begin
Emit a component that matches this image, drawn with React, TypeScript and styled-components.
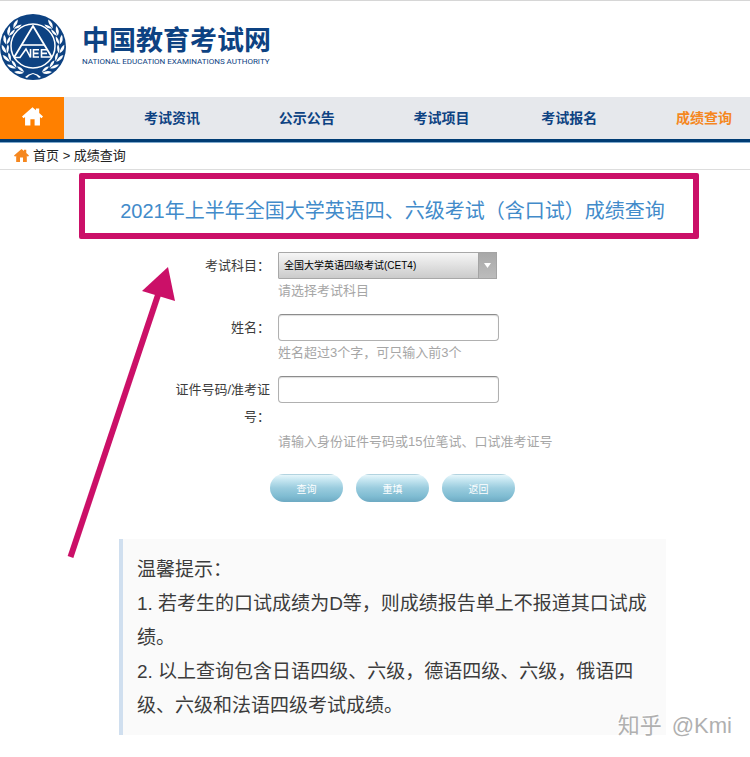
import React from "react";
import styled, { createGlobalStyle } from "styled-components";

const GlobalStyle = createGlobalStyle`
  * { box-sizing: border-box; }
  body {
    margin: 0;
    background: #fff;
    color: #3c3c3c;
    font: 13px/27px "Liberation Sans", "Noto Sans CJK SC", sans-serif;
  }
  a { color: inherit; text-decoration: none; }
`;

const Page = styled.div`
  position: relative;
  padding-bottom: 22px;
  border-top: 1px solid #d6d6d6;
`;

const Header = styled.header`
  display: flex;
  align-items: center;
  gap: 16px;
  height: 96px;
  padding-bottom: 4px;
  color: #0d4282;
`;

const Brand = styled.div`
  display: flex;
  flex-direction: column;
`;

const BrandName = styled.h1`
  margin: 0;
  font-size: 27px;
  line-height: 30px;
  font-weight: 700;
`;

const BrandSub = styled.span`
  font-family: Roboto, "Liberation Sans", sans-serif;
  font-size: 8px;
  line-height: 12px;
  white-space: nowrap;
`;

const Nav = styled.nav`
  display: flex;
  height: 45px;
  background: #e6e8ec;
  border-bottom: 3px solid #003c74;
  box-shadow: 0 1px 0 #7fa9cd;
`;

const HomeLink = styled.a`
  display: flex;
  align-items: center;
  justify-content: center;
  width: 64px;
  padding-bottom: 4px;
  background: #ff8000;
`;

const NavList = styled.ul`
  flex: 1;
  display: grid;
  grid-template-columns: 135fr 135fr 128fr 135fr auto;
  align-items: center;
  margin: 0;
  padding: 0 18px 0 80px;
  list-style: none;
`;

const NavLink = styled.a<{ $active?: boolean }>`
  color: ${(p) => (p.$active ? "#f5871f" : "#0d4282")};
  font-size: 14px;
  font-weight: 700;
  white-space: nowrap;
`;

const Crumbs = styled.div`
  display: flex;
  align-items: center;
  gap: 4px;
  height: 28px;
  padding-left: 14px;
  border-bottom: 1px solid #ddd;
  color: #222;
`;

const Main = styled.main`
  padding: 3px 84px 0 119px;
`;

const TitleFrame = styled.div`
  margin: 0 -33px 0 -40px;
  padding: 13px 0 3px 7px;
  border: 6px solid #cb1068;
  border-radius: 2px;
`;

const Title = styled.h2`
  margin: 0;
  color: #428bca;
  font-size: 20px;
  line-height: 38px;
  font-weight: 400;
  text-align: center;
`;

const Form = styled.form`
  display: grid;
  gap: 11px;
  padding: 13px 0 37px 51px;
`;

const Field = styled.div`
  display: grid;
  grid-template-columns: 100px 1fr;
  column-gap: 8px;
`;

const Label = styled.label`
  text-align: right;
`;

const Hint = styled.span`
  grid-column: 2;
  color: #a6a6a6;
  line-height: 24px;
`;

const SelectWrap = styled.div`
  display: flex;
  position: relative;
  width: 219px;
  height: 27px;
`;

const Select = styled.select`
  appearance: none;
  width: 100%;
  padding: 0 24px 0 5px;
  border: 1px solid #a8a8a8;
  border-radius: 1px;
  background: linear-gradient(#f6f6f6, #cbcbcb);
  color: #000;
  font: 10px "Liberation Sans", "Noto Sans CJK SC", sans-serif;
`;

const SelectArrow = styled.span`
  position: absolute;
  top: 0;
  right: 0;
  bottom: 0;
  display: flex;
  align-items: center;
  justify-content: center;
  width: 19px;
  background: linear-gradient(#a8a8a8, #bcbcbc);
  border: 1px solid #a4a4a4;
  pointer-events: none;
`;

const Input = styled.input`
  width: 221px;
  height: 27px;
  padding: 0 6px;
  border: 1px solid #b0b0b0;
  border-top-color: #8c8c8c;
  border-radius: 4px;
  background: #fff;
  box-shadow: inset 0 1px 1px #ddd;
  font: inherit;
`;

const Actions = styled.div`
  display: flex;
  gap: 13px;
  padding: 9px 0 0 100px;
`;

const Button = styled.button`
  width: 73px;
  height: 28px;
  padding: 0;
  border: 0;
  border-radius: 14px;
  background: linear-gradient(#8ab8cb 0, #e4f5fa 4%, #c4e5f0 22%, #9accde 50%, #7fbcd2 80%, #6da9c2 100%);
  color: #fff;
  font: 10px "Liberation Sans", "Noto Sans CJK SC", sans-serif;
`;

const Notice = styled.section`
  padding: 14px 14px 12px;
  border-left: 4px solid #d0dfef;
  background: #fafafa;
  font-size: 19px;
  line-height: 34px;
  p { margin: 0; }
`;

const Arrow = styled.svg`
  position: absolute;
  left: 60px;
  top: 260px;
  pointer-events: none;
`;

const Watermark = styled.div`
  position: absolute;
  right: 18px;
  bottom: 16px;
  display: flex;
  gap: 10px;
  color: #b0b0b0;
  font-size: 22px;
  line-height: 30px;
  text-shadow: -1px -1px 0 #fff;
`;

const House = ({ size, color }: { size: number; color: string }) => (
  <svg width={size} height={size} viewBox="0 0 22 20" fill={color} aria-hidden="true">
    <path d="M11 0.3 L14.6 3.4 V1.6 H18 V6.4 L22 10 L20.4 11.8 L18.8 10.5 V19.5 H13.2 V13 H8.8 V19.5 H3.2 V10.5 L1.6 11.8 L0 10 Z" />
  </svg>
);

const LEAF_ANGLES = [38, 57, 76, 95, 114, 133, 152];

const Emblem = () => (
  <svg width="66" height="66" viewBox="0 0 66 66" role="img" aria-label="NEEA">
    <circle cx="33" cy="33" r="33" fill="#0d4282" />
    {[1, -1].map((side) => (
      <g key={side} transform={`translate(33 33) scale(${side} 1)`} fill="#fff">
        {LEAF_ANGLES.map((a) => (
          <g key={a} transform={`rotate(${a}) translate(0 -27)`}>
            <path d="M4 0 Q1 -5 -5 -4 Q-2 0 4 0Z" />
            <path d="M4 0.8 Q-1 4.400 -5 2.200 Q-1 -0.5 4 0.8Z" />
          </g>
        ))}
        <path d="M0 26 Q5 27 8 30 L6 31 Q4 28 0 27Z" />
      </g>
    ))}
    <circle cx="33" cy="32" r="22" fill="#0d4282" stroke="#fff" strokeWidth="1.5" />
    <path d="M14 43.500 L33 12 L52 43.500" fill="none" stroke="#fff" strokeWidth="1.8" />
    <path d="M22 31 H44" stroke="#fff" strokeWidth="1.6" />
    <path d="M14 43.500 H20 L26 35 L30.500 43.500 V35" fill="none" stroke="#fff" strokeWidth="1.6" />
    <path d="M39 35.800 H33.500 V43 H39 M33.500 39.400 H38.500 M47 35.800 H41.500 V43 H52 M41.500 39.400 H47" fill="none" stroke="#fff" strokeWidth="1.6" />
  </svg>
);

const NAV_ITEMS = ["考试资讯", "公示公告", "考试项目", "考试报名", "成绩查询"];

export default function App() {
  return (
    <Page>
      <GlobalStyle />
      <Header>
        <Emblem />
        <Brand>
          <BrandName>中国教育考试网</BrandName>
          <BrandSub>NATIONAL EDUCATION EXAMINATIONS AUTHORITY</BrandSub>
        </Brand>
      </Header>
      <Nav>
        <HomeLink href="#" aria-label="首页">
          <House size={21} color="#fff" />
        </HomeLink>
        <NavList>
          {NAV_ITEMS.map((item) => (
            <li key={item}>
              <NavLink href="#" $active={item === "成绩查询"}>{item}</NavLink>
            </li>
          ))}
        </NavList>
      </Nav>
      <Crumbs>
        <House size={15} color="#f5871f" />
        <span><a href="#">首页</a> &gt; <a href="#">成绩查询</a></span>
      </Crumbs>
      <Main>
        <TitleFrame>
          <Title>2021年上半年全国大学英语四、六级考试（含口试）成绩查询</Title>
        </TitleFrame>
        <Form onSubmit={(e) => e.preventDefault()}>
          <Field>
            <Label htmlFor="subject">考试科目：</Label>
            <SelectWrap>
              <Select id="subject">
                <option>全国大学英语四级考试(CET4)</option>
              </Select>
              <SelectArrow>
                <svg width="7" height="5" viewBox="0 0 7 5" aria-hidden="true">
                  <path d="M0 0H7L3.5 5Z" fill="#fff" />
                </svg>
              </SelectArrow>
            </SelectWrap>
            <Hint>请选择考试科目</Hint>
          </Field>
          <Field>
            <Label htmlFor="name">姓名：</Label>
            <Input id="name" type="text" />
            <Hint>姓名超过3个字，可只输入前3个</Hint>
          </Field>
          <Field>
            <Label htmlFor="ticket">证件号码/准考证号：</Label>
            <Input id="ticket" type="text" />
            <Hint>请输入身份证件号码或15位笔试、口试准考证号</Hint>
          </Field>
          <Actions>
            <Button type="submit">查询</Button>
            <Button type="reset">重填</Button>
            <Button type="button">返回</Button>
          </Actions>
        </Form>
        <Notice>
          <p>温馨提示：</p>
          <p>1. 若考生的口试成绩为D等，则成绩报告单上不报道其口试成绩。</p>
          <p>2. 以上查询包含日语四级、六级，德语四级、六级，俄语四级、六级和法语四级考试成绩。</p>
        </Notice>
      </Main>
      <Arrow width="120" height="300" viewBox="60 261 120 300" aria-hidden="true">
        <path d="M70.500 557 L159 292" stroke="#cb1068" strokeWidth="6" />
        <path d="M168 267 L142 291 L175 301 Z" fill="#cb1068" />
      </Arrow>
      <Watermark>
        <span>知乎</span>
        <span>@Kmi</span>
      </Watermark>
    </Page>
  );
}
end
Task requirements: Using the material above, gather every line that includes "components".

Correct result:
Emit a component that matches this image, drawn with React, TypeScript and styled-components.
import styled, { createGlobalStyle } from "styled-components";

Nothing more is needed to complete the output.